That the GO-DAP takes line-out audio from the iPhone's 30-pin jack obviates the need for a line-out dock (LOD) cable. Keep in mind that many of the good LOD cables can be found at prices ranging from half the GO-DAP's $199.99 MSRP to as much as 1.5x that. When assembling a nice portable rig with an iPhone 3GS/3G (or iPod Touch) at its center, this should be factored into the value equation.

Aside from a battery-check button on its rear (with corresponding battery/charge-related LEDs) and a volume knob, the GO-DAP's only controls are a three-position switch on the front, the three positions being off, charge and sync. In the "charge" mode, the GO-DAP serves up both amplifier and iPhone charging duties. In sync mode, the GO-DAP's amplifier is still active, but the charger gives way to iPhone syncing via the GO-DAP's mini-USB input, the GO-DAP essentially acting as an amp and an iPhone syncing dock in this mode. (The "sync" mode also passes USB power to your iPhone.) If you're not syncing, then "sync" mode means the GO-DAP is operating in amp-on/charger-off mode.

As much as I enjoy the GO-DAP's charger function, I do wish it had one more setting. As it is, the only way to charge the iPhone with the GO-DAP's battery is in the "charge" mode, which also (and always) turns on the GO-DAP's dedicated headphone amplifier. A setting to allow for charger-only mode, without turning on the amp, would be appreciated (and might conserve a little of the GO-DAP's battery life). This is literally one of only two minor nitpicks I have about the GO-DAP (in addition to one rather significant nit to pick, which I'll get to at the end of this review).

As someone who has made a habit of carrying around a portable USB charger and a spare iPhone cable, I find the charge and sync functions of the GO-DAP handy and indispensable, allowing me to leave the dedicated charger and iPhone cable at home when I take the GO-DAP with me (I just carry the tiny little mini-USB cable that comes with the GO-DAP). Spending as much time on the phone as I do (and using a phone without a swappable battery) makes having a portable battry charger not just convenient, but necessary.
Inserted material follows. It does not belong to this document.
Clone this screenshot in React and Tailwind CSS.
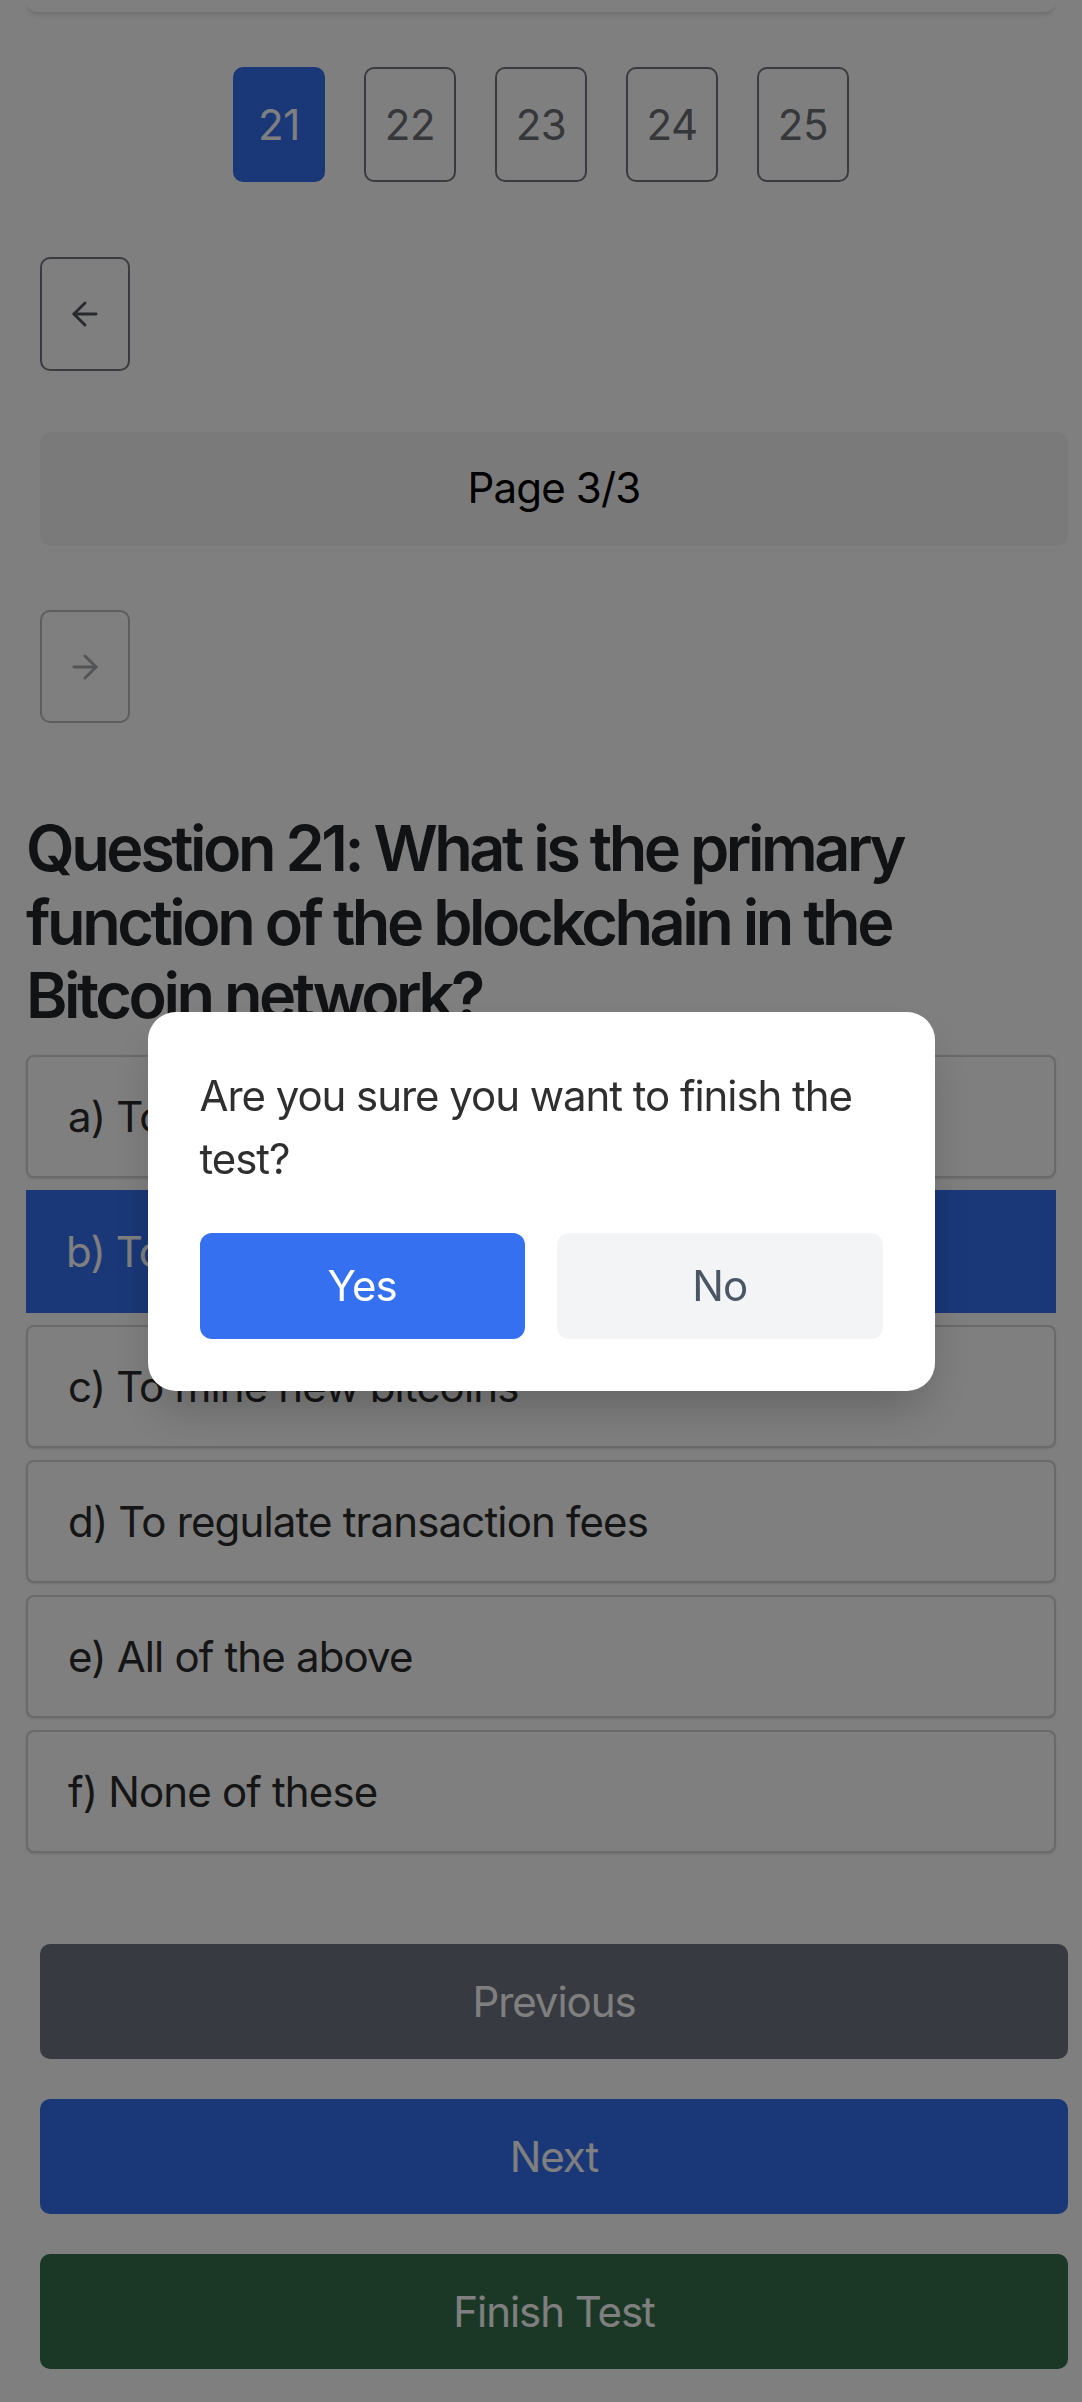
import React, { useState } from 'react';
import { ArrowLeft, ArrowRight } from 'lucide-react';

const pages = [21, 22, 23, 24, 25];

const options = [
  'a) To store Bitcoin wallets',
  'b) To record all transactions',
  'c) To mine new bitcoins',
  'd) To regulate transaction fees',
  'e) All of the above',
  'f) None of these',
];

const App = () => {
  const [current] = useState(21);
  const [selected, setSelected] = useState(1);
  const [confirmOpen, setConfirmOpen] = useState(true);

  return (
    <div className="relative min-h-screen bg-white font-['Inter',sans-serif]">
      {/* bottom edge of the card above, scrolled out of view */}
      <div className="mx-[26px] h-[12px] rounded-b-[12px] bg-white shadow-md" />

      <div className="mt-[55px] flex justify-center gap-[39px]">
        {pages.map((n) => (
          <button
            key={n}
            className={`flex h-[115px] w-[92px] items-center justify-center rounded-[10px] text-[42px] tracking-[-0.01em] ${
              n === current ? 'bg-[#3470f0] text-white' : 'border-[2.6px] border-[#73777f] text-[#6b6f77]'
            }`}
          >
            {n}
          </button>
        ))}
      </div>

      <div className="ml-[40px] mr-[14px] mt-[75px] flex flex-col">
        <button className="flex h-[114px] w-[90px] items-center justify-center rounded-[10px] border-[2.6px] border-[#73777f] text-[#4f535b]">
          <ArrowLeft size={38} strokeWidth={1.8} />
        </button>
        <div className="mt-[61px] flex h-[114px] items-center justify-center rounded-[10px] bg-neutral-100 pb-[4px] text-[42px] tracking-[-0.02em] text-black">
          Page 3/3
        </div>
        <button disabled className="mt-[64px] flex h-[113px] w-[90px] items-center justify-center rounded-[10px] border-[2.6px] border-[#73777f] text-[#4f535b] opacity-50">
          <ArrowRight size={38} strokeWidth={1.8} />
        </button>
      </div>

      <div className="mx-[26px] mt-[89px]">
        <h2 className="text-[63px] font-semibold leading-[73.5px] tracking-[-0.055em] text-[#232428]">
          Question 21: What is the primary function of the blockchain in the Bitcoin network?
        </h2>
        <div className="mt-[22px] flex flex-col gap-[12px]">
          {options.map((o, i) => (
            <button
              key={o}
              onClick={() => setSelected(i)}
              className={`flex h-[123px] items-center px-[40px] text-left text-[42px] leading-[63px] tracking-[-0.02em] ${
                selected === i
                  ? 'bg-[#3470f0] text-white'
                  : 'rounded-[8px] border-[2.6px] border-[#d4d4d4] bg-white text-[#2b2b2b] shadow-sm'
              }`}
            >
              {o}
            </button>
          ))}
        </div>
      </div>

      <div className="ml-[40px] mr-[14px] mt-[91px] flex flex-col gap-[40px] pb-[32px]">
        <button className="h-[115px] rounded-[10px] bg-[#6e7480] text-[42px] tracking-[-0.025em] text-white">Previous</button>
        <button className="h-[115px] rounded-[10px] bg-[#3470f0] text-[42px] tracking-[-0.025em] text-white">Next</button>
        <button onClick={() => setConfirmOpen(true)} className="h-[115px] rounded-[10px] bg-[#37704d] text-[42px] tracking-[-0.025em] text-white">
          Finish Test
        </button>
      </div>

      {confirmOpen && (
        <div className="fixed inset-0 flex items-center justify-center bg-black/50">
          <div className="w-[787px] rounded-[28px] bg-white p-[52px] shadow-2xl">
            <p className="mb-[43px] text-[42px] leading-[63px] tracking-[-0.025em] text-[#2f2f2f]">
              Are you sure you want to finish the test?
            </p>
            <div className="flex gap-[32px]">
              <button onClick={() => setConfirmOpen(false)} className="h-[106px] flex-1 rounded-[12px] bg-[#3470f0] text-[42px] tracking-[-0.02em] text-white">
                Yes
              </button>
              <button onClick={() => setConfirmOpen(false)} className="h-[106px] flex-1 rounded-[12px] bg-gray-100 text-[42px] tracking-[-0.02em] text-gray-600">
                No
              </button>
            </div>
          </div>
        </div>
      )}
    </div>
  );
};

export default App;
The iPhone 3GS/3G is held in the GO-DAP using its cradle's side-gripping rails, and the hold is relatively firm and secure. I've never had my iPhone fall out accidentally, and yet it's easy to remove and put in place--I suspect VentureCraft gave much consideration to getting the fit and grip just right. The only way I've been able to get my iPhone to break free of the GO-DAP (aside from sliding it out as intended) is to hold the GO-DAP/iPhone upside down and shake rather vigorously. Again, however, in my use of the GO-DAP (and I've used it quite a bit), the iPhone has stayed put during use.
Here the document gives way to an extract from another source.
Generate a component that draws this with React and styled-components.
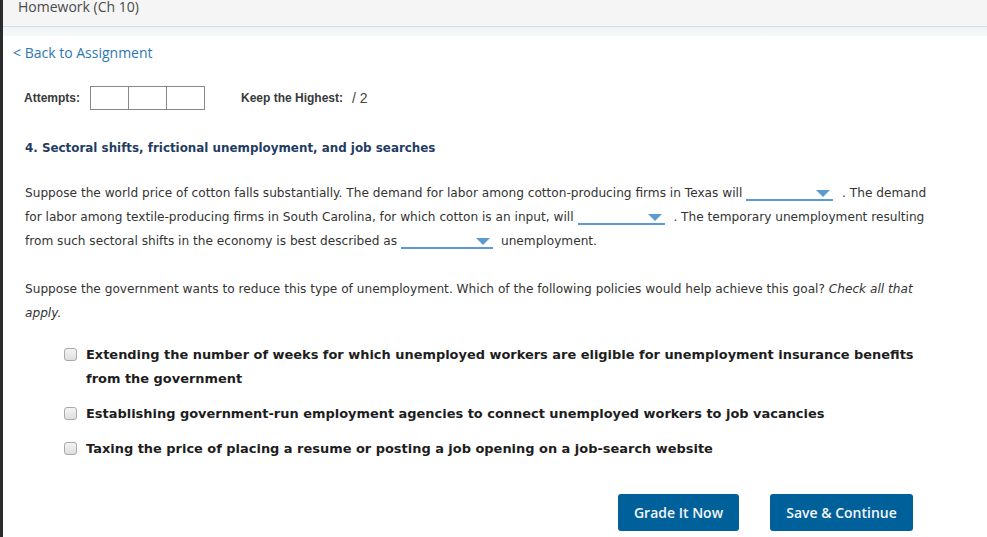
import React from 'react';
import styled, { createGlobalStyle } from 'styled-components';

const GlobalStyle = createGlobalStyle`
  html, body {
    margin: 0;
    padding: 0;
    background: #ffffff;
  }
  body {
    font-family: "DejaVu Sans", Verdana, sans-serif;
  }
`;

const Page = styled.div`
  display: flex;
  width: 987px;
  height: 537px;
  overflow: hidden;
  background: #fff;
`;

const EdgeStrip = styled.div`
  width: 3px;
  flex: none;
  background: #2b2b2b;
`;

const Main = styled.div`
  flex: 1;
  display: flex;
  flex-direction: column;
`;

const TopBar = styled.div`
  height: 26px;
  background: #f5f5f5;
  border-bottom: 1px solid #dcdcdc;
  display: flex;
  align-items: flex-start;
  padding-left: 15px;
  box-sizing: content-box;
`;

const TopTitle = styled.div`
  font-family: "Open Sans", sans-serif;
  font-size: 14px;
  color: #4a4a4a;
  line-height: 14px;
`;

const Shade = styled.div`
  height: 9px;
  background: linear-gradient(#eef3f5, #f7fafb);
`;

const Content = styled.div`
  padding: 7px 0 0 10px;
`;

const BackLink = styled.a`
  display: inline-block;
  font-family: "Open Sans", sans-serif;
  font-size: 14px;
  color: #2b78b3;
  text-decoration: none;
  line-height: 20px;
`;

const AttemptsRow = styled.div`
  display: flex;
  align-items: center;
  margin-top: 23px;
  padding-left: 11px;
  height: 24px;
`;

const SmallLabel = styled.span`
  font-family: "Liberation Sans", Arial, sans-serif;
  font-weight: bold;
  font-size: 12px;
  color: #3a3a3a;
`;

const Boxes = styled.div`
  display: flex;
  margin-left: 10px;
  border: 1px solid #888;
  height: 22px;
`;

const Box = styled.div`
  width: 37px;
  border-left: ${p => (p.first ? 'none' : '1px solid #888')};
`;

const KeepWrap = styled.div`
  display: flex;
  align-items: center;
  margin-left: 36px;
`;

const Score = styled.span`
  font-family: "Liberation Sans", Arial, sans-serif;
  font-size: 14px;
  color: #444;
  margin-left: 9px;
`;

const Question = styled.div`
  padding-left: 12px;
  margin-top: 31px;
`;

const Heading = styled.h3`
  margin: 0;
  font-size: 11.9px;
  font-weight: bold;
  color: #1f3d63;
  line-height: 14px;
`;

const Para = styled.p`
  margin: ${p => p.top}px 0 0;
  font-size: 12.15px;
  line-height: 24px;
  color: #333;
  width: 915px;
`;

const Drop = styled.span`
  display: inline-block;
  position: relative;
  width: ${p => p.w}px;
  height: 13px;
  border-bottom: 2px solid #5b9bd1;
  vertical-align: -4px;
  margin: 0 ${p => p.r}px 0 4px;
`;

const Arrow = styled.span`
  position: absolute;
  right: 3px;
  top: 4px;
  width: 0;
  height: 0;
  border-left: 7px solid transparent;
  border-right: 7px solid transparent;
  border-top: 7px solid #5b9bd1;
`;

const Options = styled.div`
  margin-top: 18px;
  padding-left: 39px;
  display: flex;
  flex-direction: column;
  gap: 11px;
`;

const Option = styled.label`
  display: flex;
  align-items: flex-start;
`;

const Check = styled.span`
  flex: none;
  width: 11px;
  height: 11px;
  margin-top: 5px;
  border: 1px solid #a9a9a9;
  border-radius: 3px;
  background: linear-gradient(#f4f4f4, #dedede);
`;

const OptionText = styled.span`
  margin-left: 9px;
  font-size: 12.95px;
  font-weight: bold;
  line-height: 24px;
  color: #1d1d1d;
  width: 850px;
`;

const Actions = styled.div`
  display: flex;
  gap: 31px;
  margin-top: 33px;
  padding-left: 605px;
`;

const Button = styled.button`
  height: 37px;
  width: ${p => p.w}px;
  background: #00609a;
  color: #f2f6fa;
  border: none;
  border-radius: 3px;
  font-family: "Open Sans", sans-serif;
  font-weight: 600;
  font-size: 14px;
  padding: 0;
`;

const Dropdown = ({ w, r = 5 }) => (
  <Drop w={w} r={r}>
    <Arrow />
  </Drop>
);

export default function App() {
  return (
    <>
      <GlobalStyle />
      <Page>
        <EdgeStrip />
        <Main>
          <TopBar>
            <TopTitle>Homework (Ch 10)</TopTitle>
          </TopBar>
          <Shade />
          <Content>
            <BackLink href="#">&lt; Back to Assignment</BackLink>
            <AttemptsRow>
              <SmallLabel>Attempts:</SmallLabel>
              <Boxes>
                <Box first />
                <Box />
                <Box />
              </Boxes>
              <KeepWrap>
                <SmallLabel>Keep the Highest:</SmallLabel>
                <Score>/ 2</Score>
              </KeepWrap>
            </AttemptsRow>
            <Question>
              <Heading>4. Sectoral shifts, frictional unemployment, and job searches</Heading>
              <Para top={26}>
                Suppose the world price of cotton falls substantially. The demand for labor among cotton-producing firms in Texas will
                <Dropdown w={87} /> . The demand for labor among textile-producing firms in South Carolina, for which cotton is an input, will
                <Dropdown w={87} /> . The temporary unemployment resulting from such sectoral shifts in the economy is best described as
                <Dropdown w={92} r={4} /> unemployment.
              </Para>
              <Para top={24}>
                Suppose the government wants to reduce this type of unemployment. Which of the following policies would help achieve this goal? <i>Check all that apply.</i>
              </Para>
              <Options>
                <Option>
                  <Check />
                  <OptionText>Extending the number of weeks for which unemployed workers are eligible for unemployment insurance benefits from the government</OptionText>
                </Option>
                <Option>
                  <Check />
                  <OptionText>Establishing government-run employment agencies to connect unemployed workers to job vacancies</OptionText>
                </Option>
                <Option>
                  <Check />
                  <OptionText>Taxing the price of placing a resume or posting a job opening on a job-search website</OptionText>
                </Option>
              </Options>
            </Question>
            <Actions>
              <Button w={121}>Grade It Now</Button>
              <Button w={143}>Save &amp; Continue</Button>
            </Actions>
          </Content>
        </Main>
      </Page>
    </>
  );
}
As stated earlier, though designed for the iPhone 3GS/3G, I was able to get an iPod Touch (3rd generation) to work just fine with the GO-DAP. However, because the iPod Touch is thinner than the iPhone 3GS/3G, it helps (and seems safer and more secure) to put a little something (to act as a shim) in between the back of the iPod Touch and the GO-DAP. If you're intending to use an iPod Touch with the GO-DAP exclusively, try sticking thick adhesive-backed loop-side Velcro to the GO-DAP dock slide to fill the gap caused by the thinner iPod Touch.

The second of my two minor GO-DAP nitpicks is its recessed headphone jack. Many portable amps have recessed headphone jacks, but the GO-DAP's is recessed more than most I've used. For overwhelmingly most miniplugs, this won't be a problem. In fact, after using many headphones with the GO-DAP, only one plug has been a problem with the recessed jack of the GO-DAP: The 1/4"-to-mini adapter that comes with the Sennheiser HD598/558/518 cannot insert deeply enough to get both channels working properly. Even though it likely won't be a problem for most, a less deeply set jack would be better, in my opinion.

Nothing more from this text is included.